Written problem:
Reproduce the material below line by line, beginning with its first line and ending with the line that contains "Newspaper, Table2, DollarSign"; leave out pictures.

Supplied data:
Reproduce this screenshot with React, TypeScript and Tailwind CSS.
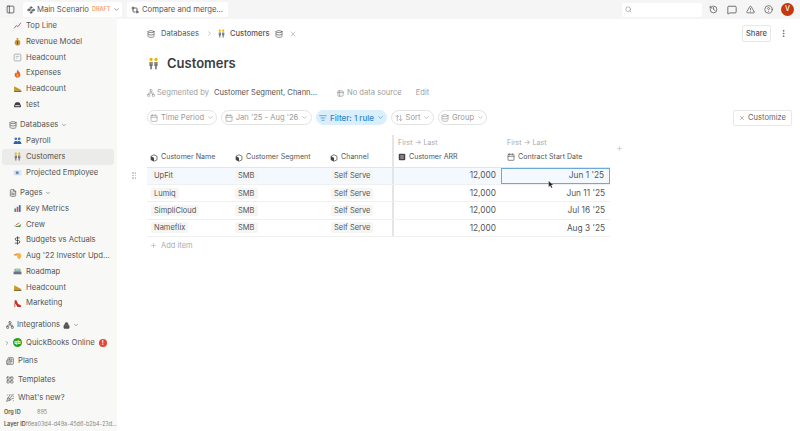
import React from "react";
import { PanelLeft, Waypoints, GitCompare, ChevronDown, ChevronRight, Search, History, MessageSquare, TriangleAlert, CircleHelp, EllipsisVertical, Database, X, Calendar, ListFilter, ArrowUpDown, Plus, FileText, Lock, Network, LayoutGrid, PartyPopper, Newspaper, Table2, DollarSign } from "lucide-react";

const Emoji = ({ kind, size = 9 }: { kind: string; size?: number }) => {
  const body: Record<string, React.ReactNode> = {
    chart: <><rect x="1" y="1" width="14" height="14" fill="#f3f4f6" /><path d="M2 13 L6 8 L9 10 L14 3" stroke="#d9485f" strokeWidth="1.6" fill="none" /></>,
    money: <><circle cx="8" cy="10" r="5" fill="#c9973f" /><path d="M6 2h4l-1 3H7z" fill="#b5842f" /><rect x="7" y="7" width="2" height="6" fill="#6b4f1d" /></>,
    doc: <><rect x="2" y="2" width="12" height="12" rx="2" fill="none" stroke="#8a8f98" strokeWidth="1.2" /><path d="M5 6h6M5 9h3" stroke="#8a8f98" /></>,
    fire: <><path d="M8 1c1 3 5 5 5 9a5 5 0 0 1-10 0c0-2 1-3 2-4 0 1 1 2 1 2 1-2 1-5 2-7z" fill="#ef5b24" /><path d="M8 8c1 1 2 2 2 3.500a2 2 0 0 1-4 0C6 10 7 9 8 8z" fill="#fbbf24" /></>,
    heel: <><path d="M2 4 L14 10 V12 H6 L3 12 V14 H2 z" fill="#c99a1c" /><path d="M2 12h13v2H2z" fill="#6b5a2b" /></>,
    car: <><path d="M3 8c0-3 2-4 5-4s5 1 5 4l1 1v4H2V9z" fill="#3f3f46" /><rect x="4" y="9" width="8" height="2" fill="#d4d4d8" /></>,
    payroll: <><circle cx="5" cy="5" r="2.500" fill="#4a78b8" /><circle cx="11" cy="5" r="2.500" fill="#4a78b8" /><path d="M1 14c0-3 2-5 4-5s3 1 3 2c0-1 1-2 3-2s4 2 4 5z" fill="#3463a3" /></>,
    people: <><circle cx="5" cy="3" r="2" fill="#eab308" /><circle cx="11" cy="3" r="2" fill="#eab308" /><path d="M3 6h4v5H6v4H4v-4H3z" fill="#71717a" /><path d="M9 6h4v5h-1v4h-2v-4H9z" fill="#71717a" /><path d="M4.500 6h1v3h-1zM10.500 6h1v3h-1z" fill="#eab308" /></>,
    id: <><rect x="1" y="4" width="14" height="9" fill="#dbe4ee" /><rect x="5" y="6" width="5" height="5" fill="#5b8fc7" /></>,
    bars: <><rect x="1" y="1" width="14" height="14" fill="#f1f5f9" /><rect x="2.500" y="8" width="3" height="6" fill="#2f9e5a" /><rect x="6.500" y="5" width="3" height="9" fill="#d9485f" /><rect x="10.500" y="2" width="3" height="12" fill="#2d6cc0" /></>,
    boat: <><path d="M1 9 C5 12 11 11 15 6 L13 12 C9 13 4 13 1 9z" fill="#4d8f3b" /><path d="M5 9 L11 5" stroke="#d9485f" strokeWidth="1.5" /></>,
    hand: <><path d="M1 7 L7 4 L13 4 L15 9 L12 14 L8 13 L7 8 z" fill="#f5b342" /><path d="M1 7 L6 5 L7 7 L3 8 z" fill="#e8792e" /></>,
    road: <><rect x="3" y="3" width="10" height="5" rx="1" fill="#4a9a5d" /><rect x="1" y="8" width="14" height="5" fill="#6b7280" /><rect x="4" y="4" width="8" height="2.500" fill="#bcd7ee" /></>,
    shoe: <><path d="M3 2 L6 2 L9 9 L14 11 L14 14 L8 14 L4 8 L4 14 L2.500 14 z" fill="#c8312b" /></>,
  };
  return <svg viewBox="0 0 16 16" width={size} height={size} className="shrink-0">{body[kind]}</svg>;
};

const CubeIcon = () => (
  <svg viewBox="0 0 16 16" width="8" height="8" className="shrink-0 mb-[1px]">
    <path d="M8 1.500 14 4.500 V11.500 L8 14.500 2 11.500 V4.500 Z" fill="none" stroke="#444" strokeWidth="1.4" />
    <path d="M8 7.500 2 4.500 V11.500 L8 14.500 Z" fill="#444" />
  </svg>
);

const ArrIcon = () => (
  <svg viewBox="0 0 16 16" width="8" height="8" className="shrink-0">
    <rect x="1.500" y="1.500" width="13" height="13" rx="2" fill="#444" />
    <path d="M4.500 5.500h7M4.500 8h7M4.500 10.500h7" stroke="#fff" strokeWidth="1" />
  </svg>
);

const Item = ({ icon, label, active }: { icon: string; label: string; active?: boolean }) => (
  <div className={`flex items-center h-[15.75px] ml-[2px] pl-[11px] gap-[4px] mr-[3px] rounded-[3px] ${active ? "bg-[#ebebea]" : ""}`}>
    <Emoji kind={icon} />
    <span className="truncate">{label}</span>
  </div>
);

const Section = ({ icon, label }: { icon: React.ReactNode; label: string }) => (
  <div className="flex items-center h-[16px] pl-[9px] gap-[3px]">
    {icon}
    <span>{label}</span>
    <ChevronDown size={6} strokeWidth={2} />
  </div>
);

const Bottom = ({ icon, label }: { icon: React.ReactNode; label: string }) => (
  <div className="flex items-center h-[18.5px] pl-[6px] gap-[4px]">
    {icon}
    <span>{label}</span>
  </div>
);

const Pill = ({ icon, label, w, blue }: { icon: React.ReactNode; label: string; w: string; blue?: boolean }) => (
  <div className={`flex items-center justify-center gap-[3px] h-[15px] rounded-full border whitespace-nowrap ${w} ${blue ? "bg-[#dbeefc] border-[#dbeefc] text-[#2b87c9] font-medium text-[8px]" : "border-[#e3e3e3] text-[#9a9a9a]"}`}>
    {icon}
    <span>{label}</span>
    <ChevronDown size={7} strokeWidth={2} />
  </div>
);

const rows = [
  ["UpFit", "12,000", "Jun 1 '25"],
  ["Lumiq", "12,000", "Jun 11 '25"],
  ["SimpliCloud", "12,000", "Jul 16 '25"],
  ["Nameflix", "12,000", "Aug 3 '25"],
];

const Chip = ({ children }: { children: React.ReactNode }) => (
  <span className="bg-[#f5f5f4] rounded-[2px] px-[3px] py-[1px] leading-[13px] text-[7.5px]">{children}</span>
);

const cols = "grid grid-cols-[85px_95px_65px_109px_109px]";

export default function App() {
  return (
    <div className="w-[800px] h-[431px] overflow-hidden bg-white font-[family-name:Inter] text-[7.7px] text-[#555] flex flex-col">
      <header className="h-[19px] shrink-0 bg-[#f5f5f5] flex items-center">
        <PanelLeft size={9} className="ml-[6px] text-[#444]" />
        <div className="ml-[8px] w-[99px] h-[15px] bg-white rounded-[2px] flex items-center pl-[4px]">
          <Waypoints size={8} strokeWidth={2.5} className="text-[#444]" />
          <span className="whitespace-nowrap ml-[2px]">Main Scenario</span>
          <span className="ml-[3px] text-[5.5px] font-semibold text-[#f0a070]">DRAFT</span>
          <ChevronDown size={7} className="ml-[3px]" />
        </div>
        <div className="ml-[5px] w-[101px] h-[15px] bg-white rounded-[2px] flex items-center pl-[4px] gap-[3px] whitespace-nowrap">
          <GitCompare size={8} strokeWidth={2.5} className="text-[#444]" />
          <span>Compare and merge...</span>
        </div>
        <div className="ml-[394px] w-[80px] h-[14px] bg-white rounded-[2px] flex items-center pl-[3px]">
          <Search size={7} className="text-[#888]" />
        </div>
        <div className="ml-[7px] flex items-center gap-[9px] text-[#555]">
          <History size={9} />
          <MessageSquare size={10} />
          <TriangleAlert size={9} />
          <CircleHelp size={9} />
        </div>
        <div className="ml-[8px] w-[13px] h-[13px] rounded-full bg-[#c2380f] text-white text-[7px] flex items-center justify-center font-medium">V</div>
      </header>

      <div className="flex flex-1 min-h-0">
        <aside className="w-[117px] shrink-0 bg-[#f8f8f7] overflow-hidden whitespace-nowrap -mt-[1px]">
          <Item icon="chart" label="Top Line" />
          <Item icon="money" label="Revenue Model" />
          <Item icon="doc" label="Headcount" />
          <Item icon="fire" label="Expenses" />
          <Item icon="heel" label="Headcount" />
          <Item icon="car" label="test" />
          <div className="mt-[4.5px]">
            <Section icon={<Database size={8} />} label="Databases" />
            <Item icon="payroll" label="Payroll" />
            <Item icon="people" label="Customers" active />
            <Item icon="id" label="Projected Employee" />
          </div>
          <div className="mt-[4.5px]">
            <Section icon={<FileText size={8} />} label="Pages" />
            <Item icon="bars" label="Key Metrics" />
            <Item icon="boat" label="Crew" />
            <div className="flex items-center h-[15.75px] pl-[13px] gap-[4px]"><DollarSign size={9} className="text-[#333]" /><span>Budgets vs Actuals</span></div>
            <Item icon="hand" label="Aug '22 Investor Upd..." />
            <Item icon="road" label="Roadmap" />
            <Item icon="heel" label="Headcount" />
            <Item icon="shoe" label="Marketing" />
          </div>
          <div className="mt-[6px] flex items-center h-[16px] pl-[6px] gap-[3px]">
            <Network size={8} />
            <span>Integrations</span>
            <Lock size={7} className="fill-[#555]" />
            <ChevronDown size={6} />
          </div>
          <div className="flex items-center h-[19px] pl-[4px]">
            <ChevronRight size={6} />
            <span className="ml-[3px] w-[9px] h-[9px] rounded-full bg-[#2ca01c] text-white text-[5px] flex items-center justify-center font-bold">qb</span>
            <span className="ml-[4px]">QuickBooks Online</span>
            <span className="ml-[4px] w-[8px] h-[8px] rounded-full bg-[#e8452c] text-white text-[6px] font-bold flex items-center justify-center">!</span>
          </div>
          <Bottom icon={<Newspaper size={8} />} label="Plans" />
          <Bottom icon={<LayoutGrid size={8} />} label="Templates" />
          <Bottom icon={<PartyPopper size={8} />} label="What's new?" />
          <div className="flex items-center h-[12px] -mt-[1px] pl-[4px] text-[5.5px]"><span className="font-semibold w-[33px]">Org ID</span><span className="text-[#888]">895</span></div>
          <div className="flex items-center h-[12px] pl-[4px] text-[5.5px]"><span className="font-semibold">Layer ID</span><span className="text-[#888] truncate">f6ea03d4-d49a-45d6-b2b4-23d5f</span></div>
        </aside>

        <main className="flex-1 min-w-0 pl-[30px] relative text-[7.6px]">
          <div className="flex items-center h-[28px] gap-[4px] pt-[1px]">
            <Database size={8} className="mr-[2px]" />
            <span>Databases</span>
            <ChevronRight size={7} className="ml-[3px] text-[#999]" />
            <Emoji kind="people" />
            <span className="font-medium">Customers</span>
            <Database size={8} className="ml-[1px]" />
            <X size={8} className="ml-[2px] text-[#aaa]" />
            <div className="ml-auto mr-[29px] w-[29px] h-[17px] rounded-[2px] border border-[#e8e8e8] flex items-center justify-center font-medium">Share</div>
            <EllipsisVertical size={9} className="absolute left-[662px] top-[10px]" />
          </div>
          <div className="flex items-center h-[31px] gap-[7px] mt-[1px]">
            <Emoji kind="people" size={13} />
            <span className="text-[13px] font-semibold text-[#3d3d3d]">Customers</span>
          </div>
          <div className="flex items-center h-[26px] mt-[1px] whitespace-nowrap">
            <Network size={8} className="text-[#999]" />
            <span className="ml-[2px] text-[#a0a0a0]">Segmented by</span>
            <span className="ml-[5px] w-[123px] truncate">Customer Segment, Chann...</span>
            <Table2 size={7} className="text-[#888]" />
            <span className="ml-[3px] text-[#a0a0a0]">No data source</span>
            <span className="ml-[14px] text-[#a0a0a0]">Edit</span>
          </div>
          <div className="flex items-center gap-[4px] h-[17px] mt-[3px]">
            <Pill w="w-[70px]" icon={<Calendar size={8} />} label="Time Period" />
            <Pill w="w-[91px]" icon={<Calendar size={8} />} label="Jan '25 - Aug '26" />
            <Pill w="w-[71px]" blue icon={<ListFilter size={8} />} label="Filter: 1 rule" />
            <Pill w="w-[43px]" icon={<ArrowUpDown size={8} />} label="Sort" />
            <Pill w="w-[49px]" icon={<Database size={8} />} label="Group" />
            <div className="ml-auto mr-[8px] w-[59px] h-[16px] rounded-[2px] border border-[#e8e8e8] flex items-center justify-center gap-[3px] text-[#666]">
              <X size={6} />
              <span>Customize</span>
            </div>
          </div>

          <div className="mt-[8.5px] w-[463px] text-[7.1px]">
            <div className={`${cols} h-[33px] border-b border-[#e5e5e5]`}>
              {["Customer Name", "Customer Segment", "Channel"].map((t) => (
                <div key={t} className="flex items-end pb-[4px] pl-[3px] gap-[3px] whitespace-nowrap">
                  <CubeIcon />
                  <span>{t}</span>
                </div>
              ))}
              <div className="border-l-2 border-[#e5e5e5] pl-[4px] flex flex-col justify-end pb-[4px] gap-[3px] whitespace-nowrap">
                <span className="text-[#aaa]">First → Last</span>
                <span className="flex items-center gap-[3px]"><ArrIcon />Customer ARR</span>
              </div>
              <div className="pl-[6px] flex flex-col justify-end pb-[4px] gap-[3px] whitespace-nowrap">
                <span className="text-[#aaa]">First → Last</span>
                <span className="flex items-center gap-[3px]"><Calendar size={8} />Contract Start Date</span>
              </div>
            </div>
            {rows.map((r, i) => (
              <div key={r[0]} className={`${cols} h-[17.4px] border-b border-[#f0f0f0] relative items-center text-[8.3px] ${i === 0 ? "bg-[#f3f9fe]" : ""}`}>
                <div className="pl-[4px]"><Chip>{r[0]}</Chip></div>
                <div className="pl-[3px]"><Chip>SMB</Chip></div>
                <div className="pl-[4px]"><Chip>Self Serve</Chip></div>
                <div className="border-l-2 border-[#e5e5e5] h-full flex items-center justify-end pr-[5px]">{r[1]}</div>
                <div className={`h-full flex items-center justify-end pr-[5px] ${i === 0 ? "border-[1.5px] border-[#6aa9d8]" : ""}`}>{r[2]}</div>
              </div>
            ))}
            <div className="flex items-center h-[17px] pl-[3px] gap-[4px] text-[#aaa] text-[7.5px]">
              <Plus size={7} />
              <span>Add item</span>
            </div>
          </div>
          <Plus size={7} className="absolute left-[499px] top-[126px] text-[#bbb]" />
          <div className="absolute left-[15px] top-[153px] grid grid-cols-2 gap-[1px]">
            {[0, 1, 2, 3, 4, 5].map((n) => <span key={n} className="w-[1.5px] h-[1.5px] bg-[#bbb] rounded-full" />)}
          </div>
          <svg viewBox="0 0 10 14" width="6" height="9" className="absolute left-[431px] top-[161px]"><path d="M1 1 L1 11 L3.500 9 L5.500 13 L7.500 12 L5.500 8 L9 8 z" fill="#222" stroke="#fff" strokeWidth="0.5" /></svg>
        </main>
      </div>
    </div>
  );
}
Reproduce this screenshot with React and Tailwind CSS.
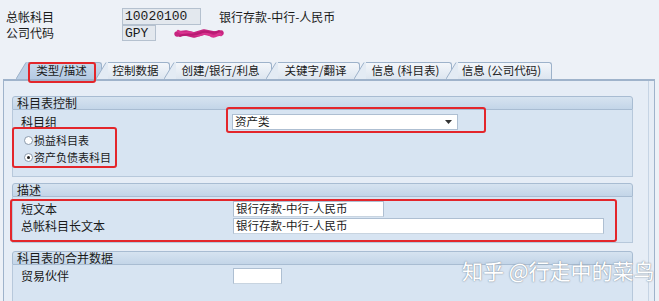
import React from "react";

const F = { fontFamily: '"Noto Sans CJK SC","Noto Sans",sans-serif' };

function Tab({ label, selected, w, first }) {
  return (
    <div className={`relative flex h-[17px] ${first ? "" : "-ml-[6px]"}`} style={{ width: w }}>
      <svg width="12" height="17" className="shrink-0" viewBox="0 0 12 17">
        <polygon points="0,17 10,0 12,0 12,17" fill={selected ? "#bcd0e6" : "#e3ebf4"} />
        <line x1="0" y1="17" x2="10" y2="0.5" stroke="#9db2ca" strokeWidth="1" />
      </svg>
      <div
        className={`flex-1 flex items-center justify-center border-t border-r border-[#9db2ca] rounded-tr-[3px] text-[11.5px] leading-none text-[#1a1a1a] ${
          selected ? "bg-gradient-to-b from-[#c9daec] to-[#b3c9e2]" : "bg-gradient-to-b from-[#f3f6fa] to-[#dde6f0]"
        }`}
      >
        <span className="pr-[6px] whitespace-nowrap">{label}</span>
      </div>
    </div>
  );
}

function SectionHeader({ title }) {
  return (
    <div className="h-[14px] border border-[#a8bcd2] rounded-t-[3px] bg-gradient-to-b from-[#d6e3f0] to-[#c3d5e8] flex items-center pl-[4px] text-[12px] leading-none text-[#1a1a1a]">
      {title}
    </div>
  );
}

function Input({ w, text }) {
  return (
    <div
      className="h-[16px] bg-white border border-[#aebfd2] border-b-[#c8d4e0] flex items-center pl-[2px] text-[11.5px] leading-none text-[#1a1a1a] whitespace-nowrap overflow-hidden"
      style={{ width: w }}
    >
      {text}
    </div>
  );
}

export default function App() {
  return (
    <div className="relative w-[659px] h-[301px] overflow-hidden bg-[#edf1f7] text-[#1a1a1a]" style={F}>
      {/* header rows */}
      <div className="pt-[8px] pl-[6px]">
        <div className="flex items-center h-[17px]">
          <div className="w-[116px] text-[12px] leading-none">总帐科目</div>
          <div className="w-[79px] h-[17px] bg-[#e3e8ee] border border-[#b5c1cf] flex items-center pl-[2px] text-[13px] leading-none" style={{ fontFamily: '"Liberation Mono",monospace' }}>
            10020100
          </div>
          <div className="ml-[18px] text-[12px] leading-none">银行存款-中行-人民币</div>
        </div>
        <div className="flex items-center h-[16px]">
          <div className="w-[116px] text-[12px] leading-none">公司代码</div>
          <div className="w-[34px] h-[16px] bg-[#e3e8ee] border border-[#b5c1cf] flex items-center pl-[2px] text-[13px] leading-none" style={{ fontFamily: '"Liberation Mono",monospace' }}>
            GPY
          </div>
          <svg width="50" height="12" className="ml-[18px]" viewBox="0 0 50 12">
            <path d="M3 7 L12 6 L20 8 L30 5 L40 7 L47 6" stroke="#c7247f" strokeWidth="5.5" fill="none" strokeLinecap="round" strokeLinejoin="round" />
            <path d="M4 4 C10 9 14 3 20 7 S30 3 36 8 S44 4 47 8" stroke="#d9338f" strokeWidth="2.5" fill="none" strokeLinecap="round" />
            <path d="M6 9 C12 5 18 10 26 6 S38 9 45 4" stroke="#b81b73" strokeWidth="2" fill="none" strokeLinecap="round" />
          </svg>
        </div>
      </div>

      {/* tabs */}
      <div className="mt-[21px] flex pl-[16px]">
        <div className="relative">
          <Tab label="类型/描述" selected w={86} first />
          <div className="absolute left-[12px] top-[0px] w-[68px] h-[21px] border-2 border-[#e3262b] rounded-[3px]"></div>
        </div>
        <Tab label="控制数据" w={74} />
        <Tab label="创建/银行/利息" w={108} />
        <Tab label="关键字/翻译" w={94} />
        <Tab label="信息 (科目表)" w={98} />
        <Tab label="信息 (公司代码)" w={106} />
      </div>

      {/* panel */}
      <div className="ml-[3px] w-[652px] h-[230px] border-t-2 border-l border-r border-[#9fb3cb] bg-[#e6edf6]">
        <div className="h-full w-[645px] border-r border-[#c6d4e4] pl-[8px] pt-[15px]">
          {/* section 1 */}
          <div className="relative w-[621px]">
            <SectionHeader title="科目表控制" />
            <div className="h-[67px] bg-[#d7e4f2] border-x border-b border-[#b7c8db]">
              <div className="flex items-center h-[22px] pt-[2px]">
                <div className="w-[219px] pl-[8px] text-[12px] leading-none">科目组</div>
                <div className="w-[226px] h-[16px] bg-white border border-[#aebfd2] flex items-center justify-between pl-[2px] pr-[5px] text-[11.5px] leading-none">
                  <span>资产类</span>
                  <svg width="7" height="4" viewBox="0 0 7 4"><polygon points="0,0 7,0 3.5,4" fill="#333" /></svg>
                </div>
              </div>
              <div className="pl-[11px] flex flex-col gap-[4px] pt-[2px]">
                <div className="flex items-center h-[13px] text-[11px] leading-none">
                  <span className="w-[9px] h-[9px] rounded-full border border-[#8a99ab] bg-white mr-[1px]"></span>
                  损益科目表
                </div>
                <div className="flex items-center h-[13px] text-[11px] leading-none">
                  <span className="w-[9px] h-[9px] rounded-full border border-[#8a99ab] bg-white mr-[1px] flex items-center justify-center">
                    <span className="w-[3px] h-[3px] rounded-full bg-[#222]"></span>
                  </span>
                  资产负债表科目
                </div>
              </div>
            </div>
            <div className="absolute left-[214px] top-[11px] w-[260px] h-[26px] border-2 border-[#e3262b] rounded-[3px]"></div>
            <div className="absolute left-[0px] top-[31px] w-[105px] h-[41px] border-2 border-[#e3262b] rounded-[3px]"></div>
          </div>

          {/* section 2 */}
          <div className="relative w-[621px] mt-[6px]">
            <SectionHeader title="描述" />
            <div className="h-[46px] bg-[#d7e4f2] border-x border-b border-[#b7c8db] pt-[4px] flex flex-col gap-[1px]">
              <div className="flex items-center h-[16px]">
                <div className="w-[220px] pl-[8px] text-[12px] leading-none">短文本</div>
                <Input w={151} text="银行存款-中行-人民币" />
              </div>
              <div className="flex items-center h-[16px]">
                <div className="w-[220px] pl-[8px] text-[12px] leading-none">总帐科目长文本</div>
                <Input w={371} text="银行存款-中行-人民币" />
              </div>
            </div>
            <div className="absolute left-[-2px] top-[16px] w-[607px] h-[43px] border-2 border-[#e3262b] rounded-[3px]"></div>
          </div>

          {/* section 3 */}
          <div className="relative w-[621px] mt-[8px]">
            <SectionHeader title="科目表的合并数据" />
            <div className="h-[40px] bg-[#d7e4f2] border-x border-b border-[#b7c8db] pt-[3px]">
              <div className="flex items-center h-[16px]">
                <div className="w-[220px] pl-[8px] text-[12px] leading-none">贸易伙伴</div>
                <Input w={49} text="" />
              </div>
            </div>
          </div>
        </div>
      </div>

      {/* watermark */}
      <div
        className="absolute left-[462px] top-[260px] text-[21px] leading-none text-white whitespace-nowrap"
        style={{ textShadow: "0 0 1px #7d8a99, 0 0 2px #9aa6b4" }}
      >
        知乎 @行走中的菜鸟
      </div>
    </div>
  );
}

Right answer:
Reproduce this screenshot with React, TypeScript and Tailwind CSS.
import React from "react";
import { PanelLeft, Waypoints, GitCompare, ChevronDown, ChevronRight, Search, History, MessageSquare, TriangleAlert, CircleHelp, EllipsisVertical, Database, X, Calendar, ListFilter, ArrowUpDown, Plus, FileText, Lock, Network, LayoutGrid, PartyPopper, Newspaper, Table2, DollarSign } from "lucide-react";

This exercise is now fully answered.